Не один Станиславский — все исполнители объединены единством художественных принципов и устремлений. Все они увлечены «образцами из жизни» и в то же время играют истинную комедию. Спектакль идет легко, весело, и веселость эта тем сильнее, чем искреннее убежденность Звездинцева — Станиславского в могуществе спиритизма, чем реальнее действует Звездинцева-младшая — Комиссаржевская («Ее задор, молодое любопытство, шик во вскиде лорнета к глазам и вместе с тем характерная тупость глаза от сознания своего превосходства при лорнированьи трех мужиков с фразой: „Вы не охотники? Тут к Вово должны были прийти охотники“», — так вспоминал исполнение Комиссаржевской Василий Васильевич Лужский), чем серьезнее убеждает барина робкий третий мужик — Владимир Михайлович Лопатин, игравший эту же роль в яснополянском любительском самом первом спектакле и вызвавший такое восторженное одобрение автора («Лопатин как выйдет — всех уморит.
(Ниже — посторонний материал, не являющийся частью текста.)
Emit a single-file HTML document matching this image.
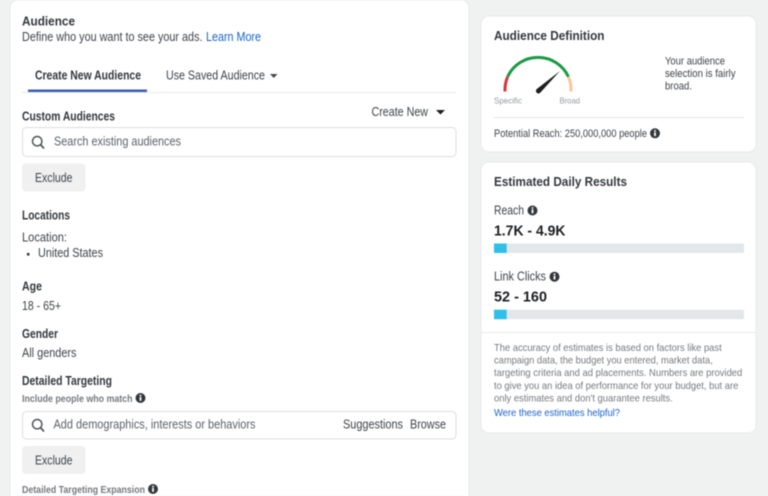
<!DOCTYPE html>
<html lang="en">
<head>
<meta charset="utf-8">
<title>Audience</title>
<style>
html,body{margin:0;padding:0;width:768px;height:496px;overflow:hidden;background:#f0f2f2}
svg{display:block;filter:blur(.45px)}
text{font-family:"Liberation Sans",sans-serif;font-size:12.5px;fill:#3f4349}
.b{font-weight:bold;fill:#33373c}
.g{fill:#5c6169}
.s{font-size:10.5px;fill:#75787d}
.l{fill:#1a63cc}
</style>
</head>
<body>
<svg width="768" height="496" viewBox="0 0 768 496" xmlns="http://www.w3.org/2000/svg">
<defs>
<g id="i"><circle r="5" fill="#33373c"/><rect x="-.9" y="-1" width="1.8" height="3.8" fill="#fff"/><rect x="-.9" y="-3.2" width="1.8" height="1.5" fill="#fff"/></g>
<g id="m" fill="none" stroke="#4b4f56"><circle cx="5.2" cy="5.2" r="4.7" stroke-width="1.4"/><path d="M8.6 8.7 L12 12.4" stroke-width="1.7"/></g>
</defs>

<!-- left card -->
<rect x="10" y="0" width="459" height="520" rx="8" fill="#fff" stroke="#e8eaea"/>
<text class="b" x="22" y="25.3" textLength="53" lengthAdjust="spacingAndGlyphs">Audience</text>
<text x="22" y="41" textLength="180.5" lengthAdjust="spacingAndGlyphs">Define who you want to see your ads.</text>
<text class="l" x="206" y="41" textLength="55" lengthAdjust="spacingAndGlyphs">Learn More</text>

<text class="b" x="35" y="79.5" textLength="106" lengthAdjust="spacingAndGlyphs">Create New Audience</text>
<text x="166" y="79.5" textLength="99" lengthAdjust="spacingAndGlyphs">Use Saved Audience</text>
<path d="M270 74h7.5l-3.75 4z" fill="#444950"/>
<rect x="22" y="92" width="434" height="1" fill="#e6e8ea"/>
<rect x="28" y="89.5" width="119" height="2.5" fill="#3b5fae"/>

<text class="b" x="22" y="120.5" textLength="93" lengthAdjust="spacingAndGlyphs">Custom Audiences</text>
<text x="371.5" y="116" textLength="56.5" lengthAdjust="spacingAndGlyphs">Create New</text>
<path d="M436 110h9l-4.5 4.5z" fill="#1c1e21"/>

<rect x="22.5" y="127.5" width="433.5" height="29" rx="4" fill="#fff" stroke="#dadde1"/>
<use href="#m" x="32" y="136"/>
<text class="g" x="54" y="145.7" textLength="127" lengthAdjust="spacingAndGlyphs">Search existing audiences</text>

<rect x="22" y="163.5" width="63.5" height="28" rx="4" fill="#f0f0f0"/>
<text x="35" y="182" textLength="37.5" lengthAdjust="spacingAndGlyphs">Exclude</text>

<text class="b" x="22" y="219.3" textLength="48" lengthAdjust="spacingAndGlyphs">Locations</text>
<text x="22" y="241.3" textLength="45" lengthAdjust="spacingAndGlyphs">Location:</text>
<circle cx="28.2" cy="254.3" r="1.5" fill="#3f4349"/>
<text x="38" y="257" textLength="65" lengthAdjust="spacingAndGlyphs">United States</text>

<text class="b" x="22" y="290.5" textLength="20" lengthAdjust="spacingAndGlyphs">Age</text>
<text x="22" y="310" textLength="39" lengthAdjust="spacingAndGlyphs">18 - 65+</text>

<text class="b" x="22" y="338" textLength="36" lengthAdjust="spacingAndGlyphs">Gender</text>
<text x="22" y="357" textLength="54.5" lengthAdjust="spacingAndGlyphs">All genders</text>

<text class="b" x="22" y="385" textLength="90" lengthAdjust="spacingAndGlyphs">Detailed Targeting</text>
<text class="s" style="font-weight:bold" x="22" y="402" textLength="110.5" lengthAdjust="spacingAndGlyphs">Include people who match</text>
<use href="#i" x="140.5" y="398"/>

<rect x="22.5" y="411.5" width="433.5" height="27.5" rx="4" fill="#fff" stroke="#dadde1"/>
<use href="#m" x="32" y="419"/>
<text class="g" x="53.5" y="428.7" textLength="202" lengthAdjust="spacingAndGlyphs">Add demographics, interests or behaviors</text>
<text x="343" y="428.7" textLength="60" lengthAdjust="spacingAndGlyphs">Suggestions</text>
<text x="410" y="428.7" textLength="36" lengthAdjust="spacingAndGlyphs">Browse</text>

<rect x="22" y="446" width="63.5" height="28" rx="4" fill="#f0f0f0"/>
<text x="35" y="464.3" textLength="37.5" lengthAdjust="spacingAndGlyphs">Exclude</text>

<text class="s" style="font-weight:bold" x="22" y="493" textLength="123" lengthAdjust="spacingAndGlyphs">Detailed Targeting Expansion</text>
<use href="#i" x="153" y="489"/>

<!-- audience definition card -->
<rect x="481" y="16" width="275" height="136" rx="8" fill="#fff" stroke="#e8eaea"/>
<text class="b" x="494" y="40" textLength="110.5" lengthAdjust="spacingAndGlyphs">Audience Definition</text>
<g fill="none" stroke-width="3">
<path d="M505 91.5 A33.5 33.5 0 0 1 507.6 76.8" stroke="#d6353c"/>
<path d="M507.6 76.8 A33.5 33.5 0 0 1 568.4 76.8" stroke="#1a9a46"/>
<path d="M568.4 76.8 A33.5 33.5 0 0 1 571 91.5" stroke="#fcc797"/>
</g>
<path d="M536.8 89 L560 71 L540.2 92.8 A2.4 2.4 0 0 1 536.8 89z" fill="#1c1e21"/>
<text x="494" y="103.5" style="font-size:8.5px;fill:#94979b" textLength="28" lengthAdjust="spacingAndGlyphs">Specific</text>
<text x="559.5" y="103.5" style="font-size:8.5px;fill:#94979b" textLength="20.5" lengthAdjust="spacingAndGlyphs">Broad</text>
<text style="font-size:11px" x="665" y="64.5" textLength="60" lengthAdjust="spacingAndGlyphs">Your audience</text>
<text style="font-size:11px" x="665" y="77" textLength="70.5" lengthAdjust="spacingAndGlyphs">selection is fairly</text>
<text style="font-size:11px" x="665" y="89.5" textLength="27" lengthAdjust="spacingAndGlyphs">broad.</text>
<rect x="494" y="117" width="250" height="1" fill="#e4e6e9"/>
<text style="font-size:11px" x="494" y="137" textLength="153" lengthAdjust="spacingAndGlyphs">Potential Reach: 250,000,000 people</text>
<use href="#i" x="655" y="133.3"/>

<!-- estimated results card -->
<rect x="481" y="162" width="275" height="271" rx="8" fill="#fff" stroke="#e8eaea"/>
<text class="b" x="494" y="186" textLength="133" lengthAdjust="spacingAndGlyphs">Estimated Daily Results</text>
<text x="494" y="214.7" textLength="30" lengthAdjust="spacingAndGlyphs">Reach</text>
<use href="#i" x="532.5" y="210.5"/>
<text class="b" style="font-size:15px;fill:#1c1e21" x="494" y="235.7" textLength="71.5" lengthAdjust="spacingAndGlyphs">1.7K - 4.9K</text>
<rect x="494" y="243.5" width="250" height="9.5" fill="#e4e7ea"/>
<rect x="494" y="243.5" width="12.7" height="9.5" fill="#2fbfe9"/>
<text x="494" y="280.7" textLength="52" lengthAdjust="spacingAndGlyphs">Link Clicks</text>
<use href="#i" x="554.5" y="276.7"/>
<text class="b" style="font-size:15px;fill:#1c1e21" x="494" y="301.7" textLength="53" lengthAdjust="spacingAndGlyphs">52 - 160</text>
<rect x="494" y="309.7" width="250" height="9.5" fill="#e4e7ea"/>
<rect x="494" y="309.7" width="12.7" height="9.5" fill="#2fbfe9"/>
<rect x="481" y="332" width="275" height="1" fill="#e8eaec"/>
<text class="s" x="494" y="351" textLength="227.7" lengthAdjust="spacingAndGlyphs">The accuracy of estimates is based on factors like past</text>
<text class="s" x="494" y="363.6" textLength="218.7" lengthAdjust="spacingAndGlyphs">campaign data, the budget you entered, market data,</text>
<text class="s" x="494" y="376.2" textLength="248.3" lengthAdjust="spacingAndGlyphs">targeting criteria and ad placements. Numbers are provided</text>
<text class="s" x="494" y="388.8" textLength="244.3" lengthAdjust="spacingAndGlyphs">to give you an idea of performance for your budget, but are</text>
<text class="s" x="494" y="401.5" textLength="178.7" lengthAdjust="spacingAndGlyphs">only estimates and don't guarantee results.</text>
<text class="s l" style="fill:#1a63cc" x="494" y="416" textLength="126" lengthAdjust="spacingAndGlyphs">Were these estimates helpful?</text>
</svg>
</body>
</html>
Уморит, уморит!.. — повторял он, хохоча до слез»)… И вообще спектакль Станиславского как бы продолжает недавний новогодний спектакль, состоявшийся в Ясной Поляне 30 декабря 1889 года: общая атмосфера увлеченного, истинного любительства охватывает оба спектакля, у исполнителей едино ощущение жизни, едино устремление к высокой комедийности.
Закономерен приход Лопатина из яснополянского спектакля в спектакль Станиславского; закономерно, что текст шарады, которую разыгрывают в финале комедии Толстого Бетси Звездинцева и Коко Клинген, взят Толстым из подлинной шарады Федора Львовича Соллогуба, недавно скончавшегося художника и актера Общества.
Это же сочетание бытовой тщательности, бесчисленных «маленьких правд» и масштабности общего ощущения, столь характерное для всей режиссерской деятельности Станиславского, в полной мере проявилось в первых же спектаклях Общества, поставленных начинающим режиссером после ухода признанного режиссера Федотова. Начинается важнейший этап новой профессии театра — режиссуры, начинается не в профессиональных театрах — в любительских.